It can take a long time to understand that "the line between terror and joy" (Jean-Christophe Lafaille) is less precise, less narrow, less defined than it appears. And yes, I believe those of us who flirt with that line, believe deep down, somehow, that we can be responsible for bad things happening. Or not - or that we once were. However, we do not want to live a life burdened by control and that is what we're trying to resolve.

The major rewards come from those moments when, in a perilous situation, we explore not being in control - to learn that chance doesn't always have to lead to disaster. Paradoxically, the game is set up in a way that forces us to relinquish control - a desire for meditation, as some have put it.

Dean Potter may not have died slipping off a highline, but I believe he really wanted a one inch webbing tape to be as wide as a sidewalk, and for him to still feel at peace there.

I don't want to reference my own stuff here, but lots of people think that extreme sports protagonists believe they're invincible, that it couldn't happen to them.

The opposite is true. On a hard solo, I'd set off after preparing myself for the reality that I might die - in full awareness of that fact.

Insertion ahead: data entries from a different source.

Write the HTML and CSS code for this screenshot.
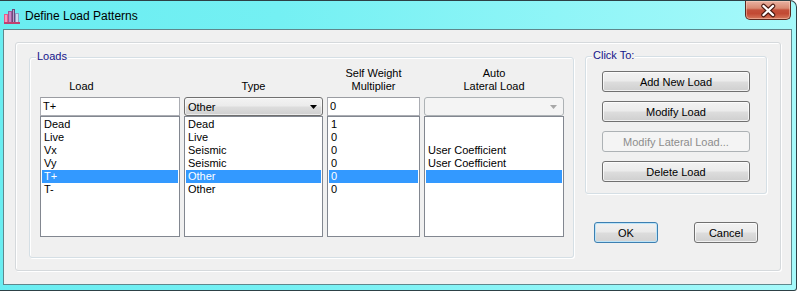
FILE: index.html
```html
<!DOCTYPE html>
<html>
<head>
<meta charset="utf-8">
<title>Define Load Patterns</title>
<link rel="stylesheet" href="styles.css">
</head>
<body>
<div class="window">
  <div class="titlebar">
    <svg class="app-icon" width="16" height="16" viewBox="0 0 16 16">
      <rect x="0" y="6" width="4" height="10" fill="#e85a8c"/>
      <rect x="1" y="7" width="2" height="8" fill="#f49cc0"/>
      <rect x="4" y="3" width="4" height="13" fill="#9a5a9a"/>
      <rect x="5" y="4" width="2" height="11" fill="#c58ac8"/>
      <rect x="8" y="1" width="3" height="15" fill="#6a4a7a"/>
      <rect x="9" y="2" width="1" height="13" fill="#b9a0d0"/>
      <rect x="11" y="5" width="4" height="11" fill="#8aa0c8"/>
      <rect x="12" y="6" width="2" height="9" fill="#d0d8ee"/>
      <rect x="0" y="14" width="16" height="2" fill="#c04070"/>
    </svg>
    <span class="title">Define Load Patterns</span>
    <div class="close" aria-label="Close">
      <svg width="46" height="19" viewBox="0 0 46 19">
        <path d="M18.5 5 L28 14 M28 5 L18.5 14" stroke="#4a1a12" stroke-width="4.5" stroke-linecap="round" fill="none"/>
        <path d="M18.5 5 L28 14 M28 5 L18.5 14" stroke="#ffffff" stroke-width="2.4" stroke-linecap="round" fill="none"/>
      </svg>
    </div>
  </div>
  <div class="client">
    <div class="panel">
      <div class="group loads">
        <span class="group-label">Loads</span>
        <div class="cols">
          <div class="col">
            <div class="col-head col-head-load">Load</div>
            <div class="field">T+</div>
            <div class="list">
              <div class="item">Dead</div>
              <div class="item">Live</div>
              <div class="item">Vx</div>
              <div class="item">Vy</div>
              <div class="item sel">T+</div>
              <div class="item">T-</div>
            </div>
          </div>
          <div class="col">
            <div class="col-head">Type</div>
            <div class="select">
              <span class="select-text">Other</span>
              <svg class="arrow" width="7" height="4" viewBox="0 0 7 4"><path d="M0 0 H7 L3.5 4 Z" fill="#000"/></svg>
            </div>
            <div class="list">
              <div class="item">Dead</div>
              <div class="item">Live</div>
              <div class="item">Seismic</div>
              <div class="item">Seismic</div>
              <div class="item sel">Other</div>
              <div class="item">Other</div>
            </div>
          </div>
          <div class="col">
            <div class="col-head">Self Weight<br>Multiplier</div>
            <div class="field">0</div>
            <div class="list">
              <div class="item">1</div>
              <div class="item">0</div>
              <div class="item">0</div>
              <div class="item">0</div>
              <div class="item sel">0</div>
              <div class="item">0</div>
            </div>
          </div>
          <div class="col">
            <div class="col-head">Auto<br>Lateral Load</div>
            <div class="select select-disabled">
              <span class="select-text"></span>
              <svg class="arrow" width="7" height="4" viewBox="0 0 7 4"><path d="M0 0 H7 L3.5 4 Z" fill="#a7a7a7"/></svg>
            </div>
            <div class="list">
              <div class="item"></div>
              <div class="item"></div>
              <div class="item">User Coefficient</div>
              <div class="item">User Coefficient</div>
              <div class="item sel"></div>
              <div class="item"></div>
            </div>
          </div>
        </div>
      </div>
      <div class="side">
        <div class="group clickto">
          <span class="group-label">Click To:</span>
          <div class="btn">Add New Load</div>
          <div class="btn">Modify Load</div>
          <div class="btn btn-disabled">Modify Lateral Load...</div>
          <div class="btn">Delete Load</div>
        </div>
        <div class="dlg-buttons">
          <div class="btn btn-small btn-default">OK</div>
          <div class="btn btn-small">Cancel</div>
        </div>
      </div>
    </div>
  </div>
</div>
</body>
</html>
```
FILE: styles.css
```css
html, body {
  margin: 0;
  background: #ffffff;
}

body {
  font-family: "Liberation Sans", Arial, sans-serif;
  font-size: 11px;
  color: #000;
}

.window {
  width: 797px;
  height: 291px;
  box-sizing: border-box;
  border: 1px solid #2d4146;
  border-left: none;
  border-radius: 0 7px 3px 0;
  padding: 0 4px 5px 3px;
  background: linear-gradient(90deg, #6aedf1 0%, #74f0f3 35%, #8ff5f7 70%, #a6f9fa 100%);
  display: flex;
  flex-direction: column;
}

.titlebar {
  height: 28px;
  flex: none;
  display: flex;
  align-items: center;
  padding-left: 1px;
}

.app-icon {
  flex: none;
  margin-right: 5px;
  margin-top: 2px;
}

.title {
  font-size: 12px;
  color: #000;
  margin-top: 2px;
}

.close {
  margin-left: auto;
  margin-right: 1px;
  align-self: flex-start;
  width: 46px;
  height: 19px;
  box-sizing: border-box;
  border: 1px solid #5a2a20;
  border-top: none;
  border-radius: 0 0 5px 5px;
  background: linear-gradient(180deg, #e9b2a2 0%, #d98a72 40%, #c4503a 50%, #c24a34 70%, #d6785c 100%);
  box-shadow: inset 0 0 0 1px rgba(255, 220, 200, 0.45);
  display: flex;
  align-items: center;
  justify-content: center;
  overflow: hidden;
}

.close svg {
  flex: none;
}

.client {
  flex: 1;
  border: 1px solid #5f878c;
  background: #f0f0f0;
  padding: 12px 0 0 11px;
}

.panel {
  width: 766px;
  height: 229px;
  box-sizing: border-box;
  border: 1px solid #d5d9dc;
  border-radius: 3px;
  box-shadow: inset 1px 1px 0 #ffffff, 1px 1px 0 #ffffff;
  padding: 14px 13px 0 13px;
  display: flex;
  align-items: flex-start;
}

.group {
  position: relative;
  box-sizing: border-box;
  border: 1px solid #d5dfe5;
  border-radius: 3px;
  box-shadow: inset 1px 1px 0 #ffffff, 1px 1px 0 #ffffff;
}

.group-label {
  position: absolute;
  top: -8px;
  left: 6px;
  padding: 0 1px;
  line-height: 13px;
  background: #f0f0f0;
  color: #14148a;
}

.loads {
  width: 545px;
  height: 201px;
  padding: 9px 0 0 10px;
}

.cols {
  display: grid;
  grid-template-columns: 140px 139px 93px 140px;
  column-gap: 4px;
}

.col {
  display: flex;
  flex-direction: column;
}

.col-head {
  height: 26px;
  margin-bottom: 4px;
  line-height: 13px;
  text-align: center;
  display: flex;
  flex-direction: column;
  justify-content: flex-end;
}

.col-head-load {
  padding-right: 57px;
}

.field {
  height: 19px;
  box-sizing: border-box;
  border: 1px solid #abadb3;
  border-top-color: #9a9ca2;
  background: #ffffff;
  padding-left: 2px;
  line-height: 17px;
}

.select {
  height: 19px;
  box-sizing: border-box;
  border: 1px solid #707070;
  border-radius: 3px;
  background: linear-gradient(180deg, #f3f3f3 0%, #ebebeb 48%, #dddddd 52%, #d0d0d0 100%);
  box-shadow: inset 0 0 0 1px rgba(255, 255, 255, 0.6);
  padding: 0 5px 0 3px;
  display: flex;
  align-items: center;
}

.select-text {
  flex: 1;
}

.select-disabled {
  border-color: #adb2b5;
  background: #f4f4f4;
  box-shadow: none;
  padding-right: 6px;
}

.arrow {
  flex: none;
}

.list {
  height: 121px;
  box-sizing: border-box;
  border: 1px solid #828790;
  background: #ffffff;
  padding: 1px;
}

.item {
  height: 13px;
  line-height: 13px;
  padding-left: 2px;
  white-space: nowrap;
}

.item.sel {
  background: #3399ff;
  color: #ffffff;
}

.side {
  margin-left: 11px;
  margin-top: -1px;
  display: flex;
  flex-direction: column;
}

.clickto {
  width: 182px;
  height: 138px;
  padding: 14px 0 0 16px;
  display: flex;
  flex-direction: column;
  gap: 9px;
}

.btn {
  width: 148px;
  height: 21px;
  box-sizing: border-box;
  border: 1px solid #707070;
  border-radius: 3px;
  background: linear-gradient(180deg, #f2f2f2 0%, #ebebeb 48%, #dddddd 52%, #cfcfcf 100%);
  box-shadow: inset 0 0 0 1px rgba(255, 255, 255, 0.7);
  display: flex;
  align-items: center;
  justify-content: center;
  color: #000;
}

.btn-disabled {
  border-color: #adb2b5;
  background: #f4f4f4;
  box-shadow: none;
  color: #8d8d8d;
}

.dlg-buttons {
  display: flex;
  gap: 36px;
  margin-top: 28px;
  padding-left: 9px;
}

.btn-small {
  width: 64px;
}

.btn-default {
  border-color: #3c7fb1;
  box-shadow: inset 0 0 0 1px #bde4f8;
  background: linear-gradient(180deg, #f1f1f1 0%, #eaeaea 48%, #dcdcdc 52%, #d2d2d2 100%);
}
```
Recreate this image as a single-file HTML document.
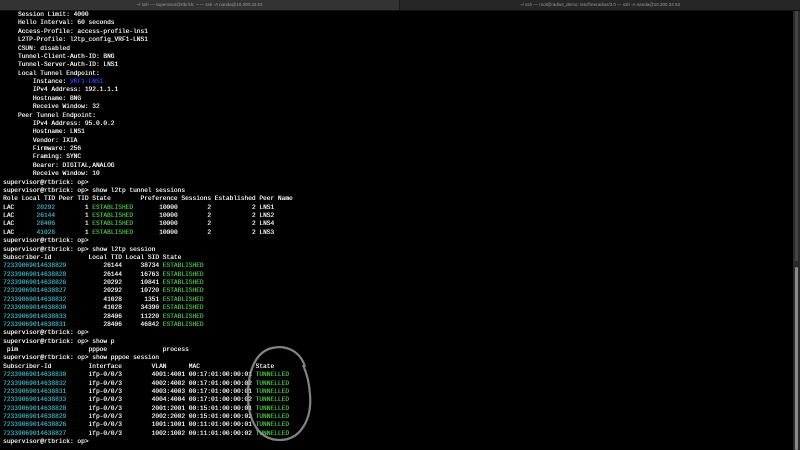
<!DOCTYPE html>
<html><head><meta charset="utf-8"><style>
html,body{margin:0;padding:0;background:#000;width:800px;height:450px;overflow:hidden;position:relative}
.bar{position:absolute;left:0;top:0;width:800px;height:10px;background:#2b2b2b;border-bottom:1px solid #111}
.tab{position:absolute;top:0;height:10px;font:4.5px "Liberation Sans",sans-serif;color:#9a9a9a;text-align:center;line-height:10px}
.t1{left:0;width:399px;background:#333;border-right:1px solid #1a1a1a}
.t2{left:400px;width:400px;background:#262626}
pre{position:absolute;left:3px;top:11px;margin:0;font:6.2px/8.37px "Liberation Mono",monospace;color:#f0f0f0;white-space:pre;text-shadow:0.25px 0 0 currentColor}
.c{color:#3aa9b8}.g{color:#45b845}.b{color:#3a3af0}
.sb{position:absolute;left:793px;top:11px;width:7px;height:439px;background:#2a2a2a}
.th{position:absolute;left:795px;top:267px;width:3px;height:183px;background:#8a8a8a;border-radius:2px}
.th0{position:absolute;left:795px;top:11px;width:3px;height:250px;background:#444}
</style></head><body>
<div class="bar"><div class="tab t1">~/ ssh — supervisor@rtbrick: ~ — ssh -A nanda@10.200.32.53</div><div class="tab t2">~/ ssh — root@radius_demo: /etc/freeradius/3.0 — ssh -A nanda@10.200.32.53</div></div>
<pre>    Session Limit: 4000
    Hello Interval: 60 seconds
    Access-Profile: access-profile-lns1
    L2TP-Profile: l2tp_config_VRF1-LNS1
    CSUN: disabled
    Tunnel-Client-Auth-ID: BNG
    Tunnel-Server-Auth-ID: LNS1
    Local Tunnel Endpoint:
        Instance: <span class="b">VRF1-LNS1</span>
        IPv4 Address: 192.1.1.1
        Hostname: BNG
        Receive Window: 32
    Peer Tunnel Endpoint:
        IPv4 Address: 95.0.0.2
        Hostname: LNS1
        Vendor: IXIA
        Firmware: 256
        Framing: SYNC
        Bearer: DIGITAL,ANALOG
        Receive Window: 10
supervisor@rtbrick: op>
supervisor@rtbrick: op> show l2tp tunnel sessions
Role Local TID Peer TID State        Preference Sessions Established Peer Name
LAC      <span class="c">20292</span>        1 <span class="g">ESTABLISHED</span>       10000        2           2 LNS1
LAC      <span class="c">26144</span>        1 <span class="g">ESTABLISHED</span>       10000        2           2 LNS2
LAC      <span class="c">28406</span>        1 <span class="g">ESTABLISHED</span>       10000        2           2 LNS4
LAC      <span class="c">41028</span>        1 <span class="g">ESTABLISHED</span>       10000        2           2 LNS3
supervisor@rtbrick: op>
supervisor@rtbrick: op> show l2tp session
Subscriber-Id          Local TID Local SID State
<span class="c">72339069014638829</span>          26144     38734 <span class="g">ESTABLISHED</span>
<span class="c">72339069014638828</span>          26144     16763 <span class="g">ESTABLISHED</span>
<span class="c">72339069014638826</span>          20292     10841 <span class="g">ESTABLISHED</span>
<span class="c">72339069014638827</span>          20292     10720 <span class="g">ESTABLISHED</span>
<span class="c">72339069014638832</span>          41028      1351 <span class="g">ESTABLISHED</span>
<span class="c">72339069014638830</span>          41028     34390 <span class="g">ESTABLISHED</span>
<span class="c">72339069014638833</span>          28406     11220 <span class="g">ESTABLISHED</span>
<span class="c">72339069014638831</span>          28406     46842 <span class="g">ESTABLISHED</span>
supervisor@rtbrick: op>
supervisor@rtbrick: op> show p
 pim                   pppoe               process
supervisor@rtbrick: op> show pppoe session
Subscriber-Id          Interface        VLAN      MAC               State
<span class="c">72339069014638830</span>      ifp-0/0/3        4001:4001 00:17:01:00:00:01 <span class="g">TUNNELLED</span>
<span class="c">72339069014638832</span>      ifp-0/0/3        4002:4002 00:17:01:00:00:02 <span class="g">TUNNELLED</span>
<span class="c">72339069014638831</span>      ifp-0/0/3        4003:4003 00:17:01:00:00:01 <span class="g">TUNNELLED</span>
<span class="c">72339069014638833</span>      ifp-0/0/3        4004:4004 00:17:01:00:00:02 <span class="g">TUNNELLED</span>
<span class="c">72339069014638828</span>      ifp-0/0/3        2001:2001 00:15:01:00:00:01 <span class="g">TUNNELLED</span>
<span class="c">72339069014638829</span>      ifp-0/0/3        2002:2002 00:15:01:00:00:02 <span class="g">TUNNELLED</span>
<span class="c">72339069014638826</span>      ifp-0/0/3        1001:1001 00:11:01:00:00:01 <span class="g">TUNNELLED</span>
<span class="c">72339069014638827</span>      ifp-0/0/3        1002:1002 00:11:01:00:00:02 <span class="g">TUNNELLED</span>
supervisor@rtbrick: op></pre>
<svg style="position:absolute;left:0;top:0" width="800" height="450"><path d="M305 367 C300 350 285 345 272 348 C255 352 248 372 248 395 C248 420 258 440 280 440 C300 440 312 420 310 395 C309 380 306 372 303 365" fill="none" stroke="#9a9a9a" stroke-width="2.2" opacity="0.85"/></svg>
<div class="sb"></div><div class="th0"></div><div class="th"></div>
</body></html>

But I'd be aware of that possibility on a V Diff.

I'm sure Potter would have been the same. His death was not the result of recklessness, but of trying to make a very difficult to control flying machine even safer to use. Perhaps his own life experiences had yet to demonstrate that joy needn't be found in the absence of terror.

It's the life he could have enjoyed after finding some inner peace, that has been taken away.

I hope it's   OK to say that here, and that his life was a celebration of his attempts to get there.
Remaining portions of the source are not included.